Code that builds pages
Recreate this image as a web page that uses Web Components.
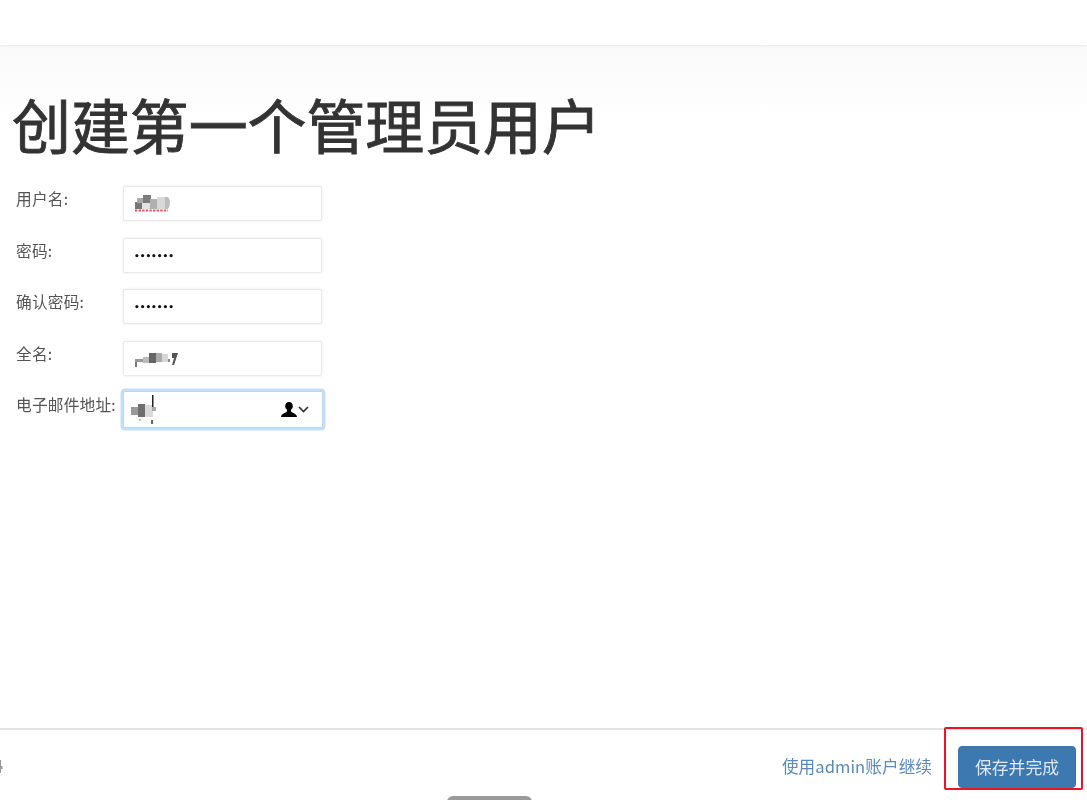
<!DOCTYPE html>
<html lang="zh-CN">
<head>
<meta charset="utf-8">
<title>创建第一个管理员用户</title>
<style>
html,body{margin:0;padding:0;height:100%;background:#fff;overflow:hidden}
body{font-family:"Liberation Sans","Noto Sans CJK SC",sans-serif;color:#333}
</style>
</head>
<body>
<setup-page>
  <setup-title slot="title">创建第一个管理员用户</setup-title>
  <form-row label="用户名:"><text-field><pixel-mask kind="user"></pixel-mask></text-field></form-row>
  <form-row label="密码:"><text-field><span class="dots">•••••••</span></text-field></form-row>
  <form-row label="确认密码:"><text-field><span class="dots">•••••••</span></text-field></form-row>
  <form-row label="全名:"><text-field><pixel-mask kind="name"></pixel-mask></text-field></form-row>
  <form-row label="电子邮件地址:" tight><text-field focused><pixel-mask kind="mail"></pixel-mask><autofill-key slot="end"></autofill-key></text-field></form-row>
  <setup-footer slot="footer"></setup-footer>
</setup-page>
<style>
.dots{font:9px/1 "DejaVu Sans",sans-serif;letter-spacing:-.05px;color:#111;font-weight:700;position:relative;top:1px;left:-1px}
</style>
<script>
function def(name, css, html, extra){
  customElements.define(name, class extends HTMLElement{
    constructor(){super();const r=this.attachShadow({mode:'open'});r.innerHTML='<style>'+css+'</style>'+html;}
    connectedCallback(){if(extra)extra.call(this,this.shadowRoot);}
  });
}
def('setup-page',`
  :host{display:flex;flex-direction:column;height:800px;position:relative;overflow:hidden;background:#fff;filter:blur(.4px)}
  .top{flex:0 0 45px;background:#fff;box-shadow:0 1px 2px rgba(0,0,0,.07);position:relative;z-index:1}
  main{flex:1;min-height:0;padding:47px 0 0 12px;background:linear-gradient(#fafafa 0,#fcfcfc 40px,#fff 70px)}
  .form{display:flex;flex-direction:column;gap:17.5px;padding:0 0 0 4px;margin-top:30px}
  .pill{position:absolute;left:447px;bottom:-6px;width:85px;height:10px;border-radius:6px 6px 0 0;background:#9a9a9a;z-index:2}
`,`
  <div class="top"></div>
  <main><slot name="title"></slot><div class="form"><slot></slot></div></main>
  <slot name="footer"></slot>
  <div class="pill"></div>
`);
def('setup-title',`
  :host{display:block;font:400 58.9px/64px "Noto Sans CJK SC",sans-serif;color:#333;white-space:nowrap;-webkit-text-stroke:.9px #333}
`,`<slot></slot>`);
def('form-row',`
  :host{display:grid;grid-template-columns:107px 198px;align-items:start;height:34px;color:#555}
  label{font:15.7px/20px "Noto Sans CJK SC",sans-serif;padding-top:3px;white-space:nowrap;letter-spacing:.2px}
  :host([tight]) label{padding-top:3px}
`,`<label></label><slot></slot>`,function(r){r.querySelector('label').textContent=this.getAttribute('label');});
def('text-field',`
  :host{display:flex;align-items:center;box-sizing:border-box;height:35px;width:199px;padding:0 10px 0 11px;background:#fff;border:1px solid #e9e9e9;border-radius:2px;box-shadow:0 0 3px rgba(0,0,0,.09)}
  :host([focused]){height:37px;margin-top:-1px;width:200px;margin-left:0;border:1px solid #b7d7f3;box-shadow:0 0 0 2.500px #c4def6;padding:0 13px 0 7px}
  .v{flex:1;display:flex;align-items:center;min-width:0}
`,`<div class="v"><slot></slot></div><slot name="end"></slot>`);
const masks={
 user:`<svg width="38" height="20" viewBox="0 0 38 20">
   <rect x="0" y="8" width="7" height="7" fill="#777"/><rect x="2" y="4" width="7" height="5" fill="#aaa"/><rect x="8" y="1" width="8" height="8" fill="#7d7d7d"/><rect x="7" y="9" width="9" height="6" fill="#e2e2e2"/><rect x="15" y="5" width="7" height="10" fill="#b0b0b0"/><rect x="22" y="3" width="8" height="12" fill="#d8d8d8"/><path d="M30 3h3q4 5 0 12h-3z" fill="#bdbdbd"/>
   <path d="M0 16.500h33" stroke="#e8505c" stroke-width="2" stroke-dasharray="2.400 1.200"/></svg>`,
 name:`<svg width="44" height="22" viewBox="0 0 44 22">
   <rect x="0" y="12" width="8" height="3" fill="#999"/><rect x="0" y="15" width="2" height="5" fill="#777"/><rect x="8" y="10" width="6" height="6" fill="#bbb"/><rect x="14" y="6" width="7" height="10" fill="#666"/><rect x="21" y="6" width="6" height="9" fill="#aaa"/><rect x="27" y="7" width="6" height="8" fill="#d6d6d6"/><rect x="33" y="12" width="2" height="3" fill="#888"/><path d="M37 6h6l-4 12h-2l2-7h-2z" fill="#555"/></svg>`,
 mail:`<svg width="26" height="34" viewBox="0 0 26 34">
   <rect x="0" y="14" width="7" height="8" fill="#999"/><rect x="7" y="11" width="7" height="13" fill="#6e6e6e"/><rect x="14" y="12" width="8" height="12" fill="#dadada"/><rect x="21" y="2" width="1.500" height="14" fill="#222"/><rect x="21" y="14" width="4" height="4" fill="#aaa"/><rect x="20" y="27" width="2" height="4" fill="#666"/><rect x="8" y="26" width="2" height="1.500" fill="#aaa"/></svg>`
};
def('pixel-mask',`:host{display:block;line-height:0;filter:blur(.6px)}`,'',function(r){r.innerHTML+=masks[this.getAttribute('kind')];});
def('autofill-key',`:host{display:flex;align-items:center;gap:1px;line-height:0}`,`
  <svg width="16" height="15" viewBox="0 0 16 15"><path d="M8 0C5.500 0 4.200 1.700 4.200 4c0 1.700.7 3 1.800 3.800v1.400C6 10.800 0 11 0 15h16c0-4-6-4.200-6-5.800V7.800c1.100-.8 1.800-2.100 1.800-3.800C11.800 1.700 10.500 0 8 0z" fill="#000"/></svg>
  <svg width="11" height="7" viewBox="0 0 11 7"><path d="M1 1l4.500 4.500L10 1" fill="none" stroke="#333" stroke-width="1.700"/></svg>`);
def('setup-footer',`
  :host{display:flex;align-items:center;justify-content:flex-end;box-sizing:border-box;height:72px;flex:0 0 72px;border-top:2px solid #e4e4e4;padding:4px 11px 0 0;position:relative;background:#fff}
  a{font:16.6px/1 "Noto Sans CJK SC",sans-serif;letter-spacing:.08px;color:#5a8ab8;text-decoration:none;margin-right:26px;white-space:nowrap;position:relative;top:-1px}
  svg.edge{position:absolute;left:0;top:30px}
  .mark{position:relative;display:block}
  button{display:block;box-sizing:border-box;width:118px;height:42px;background:#3c79b0;border:1px solid #3a76ab;border-radius:4px;color:#dfe7ee;font:16.8px/1 "Noto Sans CJK SC",sans-serif;padding:0;white-space:nowrap}
  .red{position:absolute;left:-14px;top:-19px;width:139px;height:63px;box-sizing:border-box;border:2.500px solid #ee1228;border-radius:2px;pointer-events:none}
`,`
  <svg class="edge" width="3" height="13" viewBox="0 0 3 13"><path d="M0 0h1v6h1.500v3H1v4H0z" fill="#999"/></svg>
  <a href="#">使用admin账户继续</a>
  <span class="mark"><button>保存并完成</button><span class="red"></span></span>
`);
</script>
</body>
</html>
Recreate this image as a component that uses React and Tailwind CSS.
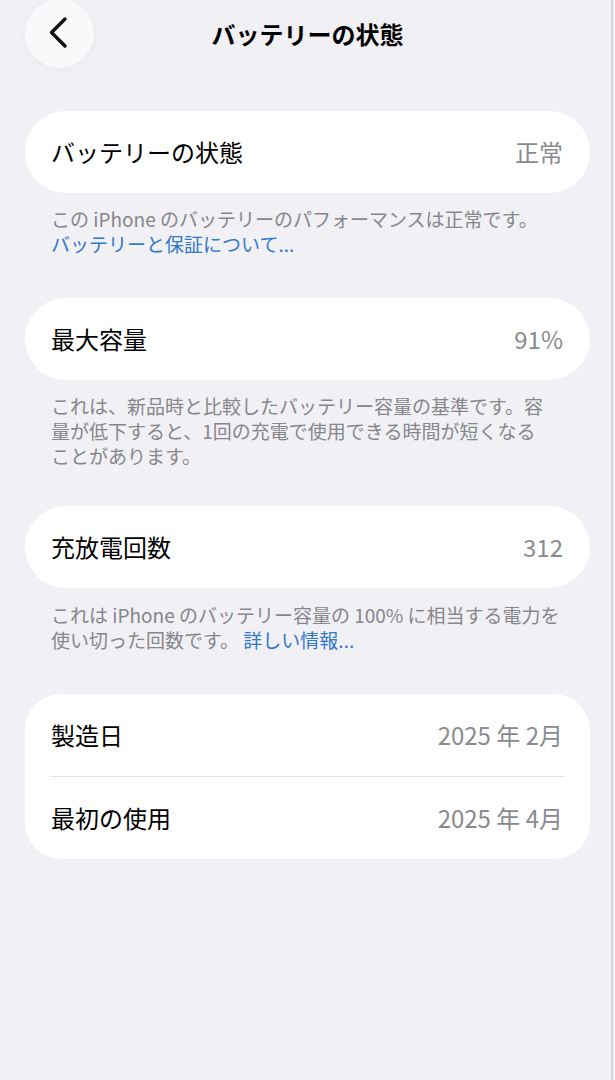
import React from 'react';

const font = "font-['Noto_Sans_CJK_JP','Noto_Sans',sans-serif]";

const Row = ({ label, value }) => (
  <div className="flex h-[82px] items-center justify-between pl-[26px] pr-[27px]">
    <span className="text-[24px] leading-none text-black">{label}</span>
    <span className="text-[24px] leading-none text-[#8a8a8e]">{value}</span>
  </div>
);

const Note = ({ children, className = '' }) => (
  <p className={`whitespace-nowrap pl-[26px] text-[19px] leading-[25px] text-[#86868b] ${className}`}>
    {children}
  </p>
);

const Link = ({ children }) => <span className="text-[#3178c9]">{children}</span>;

export default function App() {
  return (
    <div className={`flex min-h-[1080px] w-[615px] bg-[#f0f0f5] ${font}`}>
      <div className="flex-1 pl-[25px] pr-[21px]">
        {/* header */}
        <div className="grid grid-cols-[69px_1fr_69px] items-center">
          <button className="-mt-px flex h-[69px] w-[69px] items-center justify-center rounded-full bg-[#f9f9fb] shadow-[0_2px_10px_rgba(0,0,0,0.04)]">
            <svg width="69" height="69" viewBox="0 0 69 69" fill="none">
              <path
                d="M40 20 L26.5 33.5 L40 47"
                stroke="#111"
                strokeWidth="3.4"
                strokeLinecap="round"
                strokeLinejoin="round"
              />
            </svg>
          </button>
          <h1 className="text-center text-[24px] font-bold leading-none text-black">バッテリーの状態</h1>
          <div />
        </div>

        {/* battery state */}
        <div className="mt-[43px] rounded-full bg-white">
          <Row label="バッテリーの状態" value="正常" />
        </div>
        <Note className="mt-[13px]">
          この iPhone のバッテリーのパフォーマンスは正常です。
          <br />
          <Link>バッテリーと保証について...</Link>
        </Note>

        {/* max capacity */}
        <div className="mt-[42px] rounded-full bg-white">
          <Row label="最大容量" value="91%" />
        </div>
        <Note className="mt-[13px]">
          これは、新品時と比較したバッテリー容量の基準です。容
          <br />
          量が低下すると、1回の充電で使用できる時間が短くなる
          <br />
          ことがあります。
        </Note>

        {/* cycle count */}
        <div className="mt-[38px] rounded-full bg-white">
          <Row label="充放電回数" value="312" />
        </div>
        <Note className="mt-[14px]">
          これは iPhone のバッテリー容量の 100% に相当する電力を
          <br />
          使い切った回数です。 <Link>詳しい情報...</Link>
        </Note>

        {/* dates */}
        <div className="mt-[42px] rounded-[36px] bg-white">
          <Row label="製造日" value="2025 年 2月" />
          <div className="mx-[25px] h-px bg-[#e3e3e8]" />
          <Row label="最初の使用" value="2025 年 4月" />
        </div>
      </div>
      <div className="w-[2px] bg-[#d4d4d9]" />
      <div className="w-[2px]" />
    </div>
  );
}
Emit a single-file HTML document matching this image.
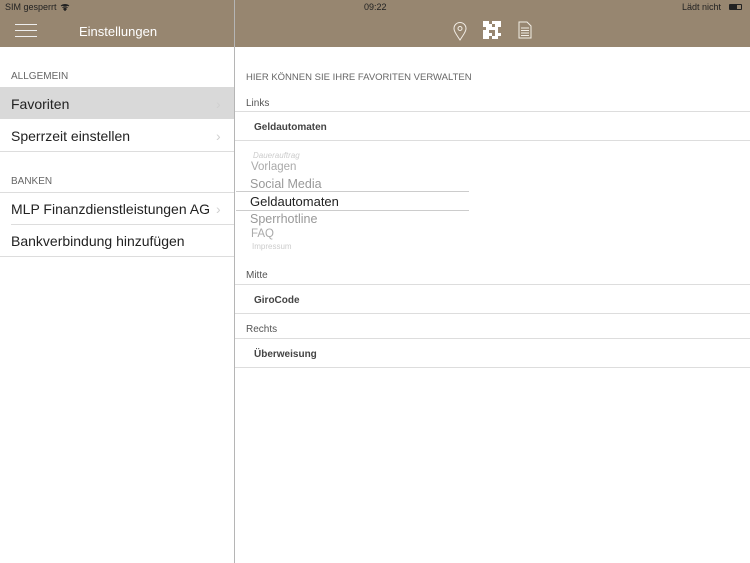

DIRECTIVE: Of the lines in the material, how many contain the word "image"? Reply with the number and nothing else.

REPLY: 3